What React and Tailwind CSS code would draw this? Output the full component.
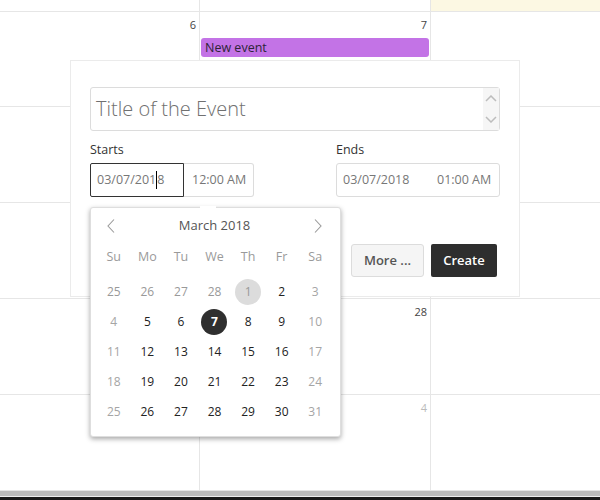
import React from "react";

const weeks = [
  [
    { d: 25, c: "muted" },
    { d: 26, c: "muted" },
    { d: 27, c: "muted" },
    { d: 28, c: "muted" },
    { d: 1, c: "today" },
    { d: 2 },
    { d: 3, c: "weekend" },
  ],
  [
    { d: 4, c: "weekend" },
    { d: 5 },
    { d: 6 },
    { d: 7, c: "selected" },
    { d: 8 },
    { d: 9 },
    { d: 10, c: "weekend" },
  ],
  [
    { d: 11, c: "weekend" },
    { d: 12 },
    { d: 13 },
    { d: 14 },
    { d: 15 },
    { d: 16 },
    { d: 17, c: "weekend" },
  ],
  [
    { d: 18, c: "weekend" },
    { d: 19 },
    { d: 20 },
    { d: 21 },
    { d: 22 },
    { d: 23 },
    { d: 24, c: "weekend" },
  ],
  [
    { d: 25, c: "weekend" },
    { d: 26 },
    { d: 27 },
    { d: 28 },
    { d: 29 },
    { d: 30 },
    { d: 31, c: "weekend" },
  ],
];

const dayNames = ["Su", "Mo", "Tu", "We", "Th", "Fr", "Sa"];

function DayCell({ day }) {
  if (day.c === "selected") {
    return (
      <div className="flex h-[30px] items-center justify-center">
        <span className="flex h-[26px] w-[26px] items-center justify-center rounded-full bg-[#2f2f2f] text-[12px] font-bold text-white">
          {day.d}
        </span>
      </div>
    );
  }
  if (day.c === "today") {
    return (
      <div className="flex h-[30px] items-center justify-center">
        <span className="flex h-[26px] w-[26px] items-center justify-center rounded-full bg-[#dcdcdc] text-[12px] text-[#999]">
          {day.d}
        </span>
      </div>
    );
  }
  const color =
    day.c === "muted"
      ? "text-[#999]"
      : day.c === "weekend"
      ? "text-[#a5a5a5]"
      : "text-[#222]";
  return (
    <div className={`flex h-[30px] items-center justify-center text-[12px] ${color}`}>
      {day.d}
    </div>
  );
}

function Chevron({ dir }) {
  return (
    <svg width="10" height="16" viewBox="0 0 10 16" fill="none">
      {dir === "left" ? (
        <polyline points="8,1.5 2,8 8,14.5" stroke="#9a9a9a" strokeWidth="1.1" />
      ) : (
        <polyline points="2,1.5 8,8 2,14.5" stroke="#9a9a9a" strokeWidth="1.1" />
      )}
    </svg>
  );
}

function WeekRow({ left, mid, h = "h-[96px]" }) {
  return (
    <div className={`grid ${h} grid-cols-[200px_231px_1fr] border-b border-[#e6e6e6]`}>
      <div className="border-r border-[#e6e6e6]">{left}</div>
      <div className="border-r border-[#e6e6e6]">{mid}</div>
      <div />
    </div>
  );
}

function DayNum({ children, light }) {
  return (
    <div
      className={`pr-[3px] pt-[5px] text-right text-[11px] leading-[16px] ${
        light ? "text-[#bbb]" : "text-[#444]"
      }`}
    >
      {children}
    </div>
  );
}

function App() {
  return (
    <div className="relative h-[500px] w-[600px] overflow-hidden bg-white font-['Open_Sans',sans-serif]">
      {/* calendar month grid behind */}
      <div className="flex flex-col">
        <div className="grid h-[12px] grid-cols-[200px_231px_1fr] border-b border-[#e6e6e6]">
          <div className="border-r border-[#e6e6e6]" />
          <div className="border-r border-[#e6e6e6]" />
          <div className="bg-[#fcf8e3]" />
        </div>

        <WeekRow
          h="h-[95px]"
          left={<DayNum>6</DayNum>}
          mid={
            <>
              <DayNum>7</DayNum>
              <div className="ml-[1px] mr-[1px] mt-[5px] h-[19px] rounded-[3px] bg-[#c373e6] pl-[4px] text-[12.5px] leading-[19px] text-[#2e2438]">
                New event
              </div>
            </>
          }
        />
        <WeekRow />
        <WeekRow />
        <WeekRow mid={<DayNum>28</DayNum>} />
        <WeekRow mid={<DayNum light>4</DayNum>} />

        {/* bottom scroll bars */}
        <div className="h-[5px] bg-[#bdbdbd]" />
        <div className="h-[1px] bg-[#f0f0f0]" />
        <div className="h-[3px] bg-[#1c1c1c]" />
      </div>

      {/* new event form panel */}
      <div className="absolute left-[70px] top-[60px] h-[237px] w-[450px] border border-[#ebebeb] bg-white px-[19px] pt-[26px]">
        <div className="flex h-[44px] rounded-[3px] border border-[#dcdcdc]">
          <div className="flex flex-1 items-center pl-[5px] text-[20px] font-light text-[#707070]">
            Title of the Event
          </div>
          <div className="flex w-[16px] flex-col items-center justify-between bg-[#f6f6f6] py-[7px]">
            <svg width="12" height="7" viewBox="0 0 12 7" fill="none">
              <polyline points="1,6 6,1 11,6" stroke="#bdbdbd" strokeWidth="1.5" />
            </svg>
            <svg width="12" height="7" viewBox="0 0 12 7" fill="none">
              <polyline points="1,1 6,6 11,1" stroke="#bdbdbd" strokeWidth="1.5" />
            </svg>
          </div>
        </div>

        <div className="mt-[11px] flex justify-between">
          <div className="w-[164px]">
            <div className="text-[12.5px] leading-[16px] text-[#333]">Starts</div>
            <div className="mt-[5px] flex h-[34px]">
              <div className="flex w-[94px] items-center rounded-l-[2px] border border-[#333] pl-[6px] text-[12.5px] text-[#777]">
                03/07/201
                <span className="inline-block h-[18px] w-px bg-black" />
                8
              </div>
              <div className="flex w-[70px] items-center rounded-r-[3px] border border-l-0 border-[#dcdcdc] pl-[8px] text-[12.5px] text-[#777]">
                12:00 AM
              </div>
            </div>
          </div>
          <div className="w-[164px]">
            <div className="text-[12.5px] leading-[16px] text-[#333]">Ends</div>
            <div className="mt-[5px] flex h-[34px] items-center rounded-[3px] border border-[#dcdcdc] text-[12.5px] text-[#777]">
              <span className="w-[100px] pl-[6px]">03/07/2018</span>
              <span>01:00 AM</span>
            </div>
          </div>
        </div>

        <div className="mt-[47px] flex justify-end gap-[7px] pr-[3px]">
          <button className="h-[33px] w-[73px] rounded-[3px] border border-[#dcdcdc] bg-[#f5f5f5] text-[13px] font-semibold text-[#555]">
            More ...
          </button>
          <button className="h-[33px] w-[66px] rounded-[2px] bg-[#2e2e2e] text-[13px] font-semibold text-white">
            Create
          </button>
        </div>
      </div>

      {/* date picker popup */}
      <div className="absolute left-[90px] top-[207px] h-[230px] w-[251px] rounded-[3px] border border-[#dedede] bg-white pl-[6px] shadow-[0_2px_5px_rgba(0,0,0,0.35)]">
        <div className="absolute left-[109px] top-[-2px] h-[3px] w-[16px] bg-white" />
        <div className="w-[235px]">
          <div className="flex h-[35px] items-center justify-between px-[9px]">
            <Chevron dir="left" />
            <span className="text-[13px] text-[#555]">March 2018</span>
            <Chevron dir="right" />
          </div>
          <div className="grid h-[28px] grid-cols-7 items-center">
            {dayNames.map((n) => (
              <div key={n} className="text-center text-[12.5px] text-[#9a9a9a]">
                {n}
              </div>
            ))}
          </div>
          <div className="mt-[6px]">
            {weeks.map((w, i) => (
              <div key={i} className="grid grid-cols-7">
                {w.map((day, j) => (
                  <DayCell key={j} day={day} />
                ))}
              </div>
            ))}
          </div>
        </div>
      </div>
    </div>
  );
}

export default App;
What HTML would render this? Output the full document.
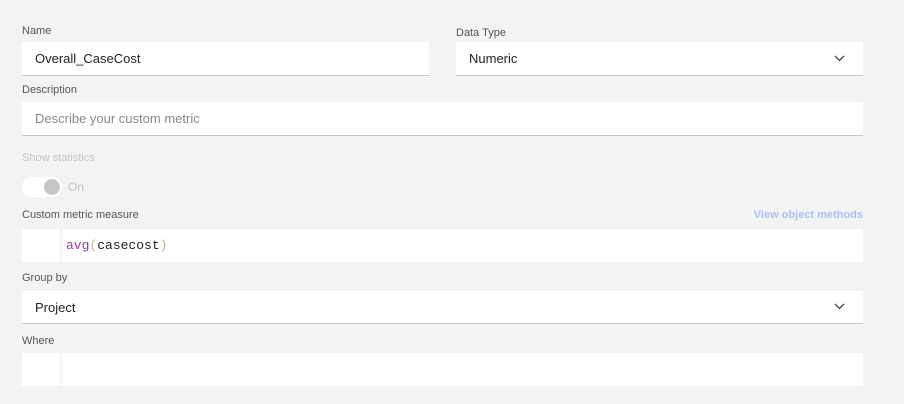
<!DOCTYPE html>
<html><head><meta charset="utf-8"><style>
*{box-sizing:border-box;margin:0;padding:0}
body{width:904px;height:404px;background:#f3f3f3;font-family:"Liberation Sans",sans-serif;position:relative;overflow:hidden}
.l{position:absolute;font-size:11px;color:#555}
.f{position:absolute;background:#fff;font-size:13px;color:#222;display:flex;align-items:center;padding-left:13px}
.u{border-bottom:1px solid #c6c6c6}
.chev{position:absolute;right:18px;top:50%;margin-top:-4px}
.code{position:absolute;background:#fff;left:22px;width:841px;display:flex}
.g{width:40px;border-right:2px solid #f3f3f3;height:100%}
.c{font-family:"Liberation Mono",monospace;font-size:13px;padding-left:4px;display:flex;align-items:center;color:#222}
</style></head><body>
<div class="l" style="left:22px;top:25px">Name</div>
<div class="f u" style="left:22px;top:42px;width:407px;height:34px">Overall_CaseCost</div>
<div class="l" style="left:456px;top:27px">Data Type</div>
<div class="f u" style="left:456px;top:42px;width:407px;height:34px">Numeric<svg class="chev" width="11" height="7" viewBox="0 0 11 7"><path d="M1 1l4.5 4.5L10 1" fill="none" stroke="#444" stroke-width="1.3"/></svg></div>
<div class="l" style="left:22px;top:84px">Description</div>
<div class="f u" style="left:22px;top:102px;width:841px;height:34px;color:#888">Describe your custom metric</div>
<div class="l" style="left:22px;top:152px;color:#c4c4c4">Show statistics</div>
<div style="position:absolute;left:22px;top:177px;width:40px;height:20px;border-radius:10px;background:#fff"></div>
<div style="position:absolute;left:44px;top:179px;width:16px;height:16px;border-radius:8px;background:#c6c6c6"></div>
<div class="l" style="left:68px;top:180px;color:#c4c4c4;font-size:12px">On</div>
<div class="l" style="left:22px;top:209px">Custom metric measure</div>
<div class="l" style="right:41px;top:209px;color:#a8c0f8;font-weight:bold">View object methods</div>
<div class="code" style="top:229px;height:33px"><div class="g"></div><div class="c"><span style="color:#a035a8">avg</span><span style="color:#b8b890">(</span>casecost<span style="color:#b8b890">)</span></div></div>
<div class="l" style="left:22px;top:272px">Group by</div>
<div class="f u" style="left:22px;top:291px;width:841px;height:33px">Project<svg class="chev" width="11" height="7" viewBox="0 0 11 7"><path d="M1 1l4.5 4.5L10 1" fill="none" stroke="#444" stroke-width="1.3"/></svg></div>
<div class="l" style="left:22px;top:335px">Where</div>
<div class="code" style="top:353px;height:33px"><div class="g"></div></div>
</body></html>
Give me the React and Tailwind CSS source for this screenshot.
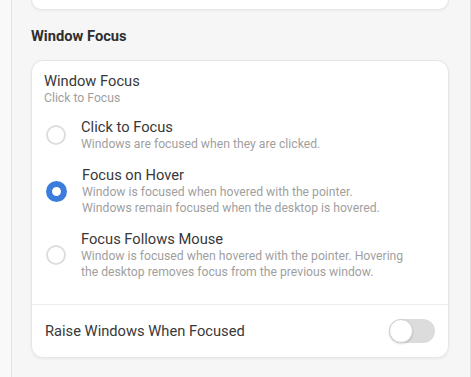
import React from "react";

const items = [
  { title: "Click to Focus", desc: ["Windows are focused when they are clicked."], checked: false },
  {
    title: "Focus on Hover",
    desc: ["Window is focused when hovered with the pointer.", "Windows remain focused when the desktop is hovered."],
    checked: true,
  },
  {
    title: "Focus Follows Mouse",
    desc: ["Window is focused when hovered with the pointer. Hovering", "the desktop removes focus from the previous window."],
    checked: false,
  },
];

function Radio({ checked }) {
  return checked ? (
    <div className="h-[21px] w-[21px] shrink-0 rounded-full border-[6px] border-[#3b7ddc] bg-white" />
  ) : (
    <div className="h-[20px] w-[20px] shrink-0 rounded-full border-2 border-[#dedede] bg-white" />
  );
}

export default function App() {
  return (
    <div
      className="flex h-[377px] w-[471px] overflow-hidden bg-[#f6f6f6]"
      style={{ fontFamily: "Roboto, 'Noto Sans', sans-serif" }}
    >
      <div className="w-[12px] shrink-0 border-r border-[#e3e3e3] bg-[#f9f9f9]" />
      <div className="flex w-[456px] shrink-0 flex-col px-[19px]">
        <div className="h-[10px] rounded-b-[12px] border-x border-b border-[#e6e6e6] bg-white shadow-[0_1px_2px_rgba(0,0,0,0.05)]" />
        <div className="mt-[16px] text-[14.7px] font-bold leading-[20px] text-[#2e2e2e]">Window Focus</div>
        <div className="mt-[14px] flex h-[298px] flex-col rounded-[12px] border border-[#e6e6e6] bg-white shadow-[0_1px_3px_rgba(0,0,0,0.06)]">
          <div className="px-[11px] pt-[11px]">
            <div className="pl-px text-[14.7px] leading-[18px] text-[#383838]">Window Focus</div>
            <div className="pl-px text-[12.2px] leading-[16px] text-[#9f9f9f]">Click to Focus</div>
          </div>
          <div className="flex flex-col gap-[14px] pt-[12px] pb-[24px]">
            {items.map((it) => (
              <div key={it.title} className="flex items-center gap-[15px] pl-[14px]">
                <Radio checked={it.checked} />
                <div className="flex flex-col">
                  <div className="text-[14.7px] leading-[18px] text-[#383838]">{it.title}</div>
                  {it.desc.map((d) => (
                    <div key={d} className="text-[12.2px] leading-[16px] text-[#9f9f9f]">
                      {d}
                    </div>
                  ))}
                </div>
              </div>
            ))}
          </div>
          <div className="flex flex-1 items-center justify-between border-t border-[#ececec] pl-[13px] pr-[13px]">
            <span className="text-[14.7px] leading-[18px] text-[#383838]">Raise Windows When Focused</span>
            <div className="flex h-[24px] w-[46px] items-center rounded-full bg-[#dcdcdc]">
              <div className="h-[24px] w-[24px] rounded-full border border-[#d0d0d0] bg-white shadow-[0_1px_2px_rgba(0,0,0,0.15)]" />
            </div>
          </div>
        </div>
      </div>
      <div className="flex-1 border-r border-[#dedede] bg-[#f6f6f6]" />
    </div>
  );
}
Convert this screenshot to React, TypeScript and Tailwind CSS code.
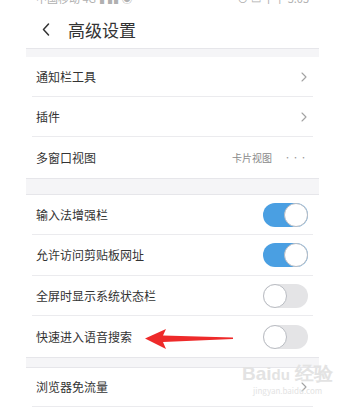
import React from "react";

function Chevron() {
  return (
    <svg width="6" height="10" viewBox="0 0 6 10" fill="none" className="mr-[1px] shrink-0">
      <path d="M1 1l4 4-4 4" stroke="#a3a3a3" strokeWidth="1.1" strokeLinecap="round" strokeLinejoin="round" />
    </svg>
  );
}

function Toggle({ on }: { on: boolean }) {
  return (
    <div
      className={
        on
          ? "flex h-[24px] w-[45px] items-center justify-end rounded-full bg-[#4a9fe2]"
          : "flex h-[24px] w-[45px] items-center justify-start rounded-full bg-[#e4e4e6]"
      }
    >
      <div className="h-[24px] w-[24px] rounded-full border border-[#b9bcc2] bg-white" />
    </div>
  );
}

function Row({ label, right, h, last }: { label: string; right: React.ReactNode; h: string; last?: boolean }) {
  return (
    <div className={`flex flex-col ${h}`}>
      <div className="flex flex-1 items-center justify-between pl-[10px] pr-[11px]">
        <span className="text-[12px] text-[#333]">{label}</span>
        {right}
      </div>
      {!last && <div className="mx-[6px] h-px bg-[#ebebee]" />}
    </div>
  );
}

export default function App() {
  return (
    <div
      className="relative h-[409px] w-[358px] overflow-hidden bg-white"
      style={{ fontFamily: '"Noto Sans CJK SC", "Noto Sans", sans-serif' }}
    >
      <div className="ml-[26px] w-[293px]">
        {/* status bar remnant */}
        <div className="h-[4px] overflow-hidden">
          <div className="-mt-[8px] flex justify-between px-[10px] text-[11px] leading-[12px] text-[#b0b0b0]">
            <span>中国移动 4G ▮ ▮▮ ◉</span>
            <span>⊙ ▭ 下午 5:05</span>
          </div>
        </div>

        {/* header */}
        <div className="flex h-[44px] items-center pt-[6px]">
          <svg width="8" height="13" viewBox="0 0 8 13" fill="none" className="ml-[16px]">
            <path d="M6.5 1L1.5 6.5l5 5.5" stroke="#333" strokeWidth="1.5" strokeLinecap="round" strokeLinejoin="round" />
          </svg>
          <span className="ml-[18px] text-[17px] leading-none text-[#333]">高级设置</span>
        </div>

        <div className="h-[9px] border-t border-[#e6e6ea] bg-[#f5f5f7]" />

        <Row label="通知栏工具" right={<Chevron />} h="h-[40px]" />
        <Row label="插件" right={<Chevron />} h="h-[40px]" />
        <Row
          label="多窗口视图"
          h="h-[41px]"
          last
          right={
            <div className="flex items-center gap-[12px]">
              <span className="text-[10px] text-[#8a8a8a]">卡片视图</span>
              <span className="text-[7px] tracking-[1px] text-[#9a9a9a]">•••</span>
            </div>
          }
        />

        <div className="h-[17px] border-y border-[#e6e6ea] bg-[#f5f5f7]" />

        <Row label="输入法增强栏" right={<Toggle on />} h="h-[40px]" />
        <Row label="允许访问剪贴板网址" right={<Toggle on />} h="h-[41px]" />
        <Row label="全屏时显示系统状态栏" right={<Toggle on={false} />} h="h-[40px]" />
        <Row label="快速进入语音搜索" right={<Toggle on={false} />} h="h-[41px]" last />

        <div className="h-[11px] border-y border-[#e6e6ea] bg-[#f5f5f7]" />

        <Row label="浏览器免流量" right={<Chevron />} h="h-[39px]" />
      </div>

      {/* red annotation arrow */}
      <svg className="absolute left-[143px] top-[327px]" width="92" height="24" viewBox="0 0 92 24">
        <path d="M2 11.5L23 2 20 8.5 90 10.5 90 12 20 15 23 22Z" fill="#ee2a2a" />
      </svg>

      {/* watermark */}
      <div className="absolute left-[242px] top-[364px] flex flex-col items-center text-[#e3e3e3]">
        <span className="text-[19px] font-bold leading-none" style={{ fontFamily: '"Liberation Sans", sans-serif' }}>
          Bai<span className="text-[15px]">du</span> 经验
        </span>
        <span className="mt-[4px] text-[8px] leading-none">jingyan.baidu.com</span>
      </div>
    </div>
  );
}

----------------

- [Aim] State the number of lines in this listing that contain the string "screenshot", and add nothing else.

- [Written answer] 2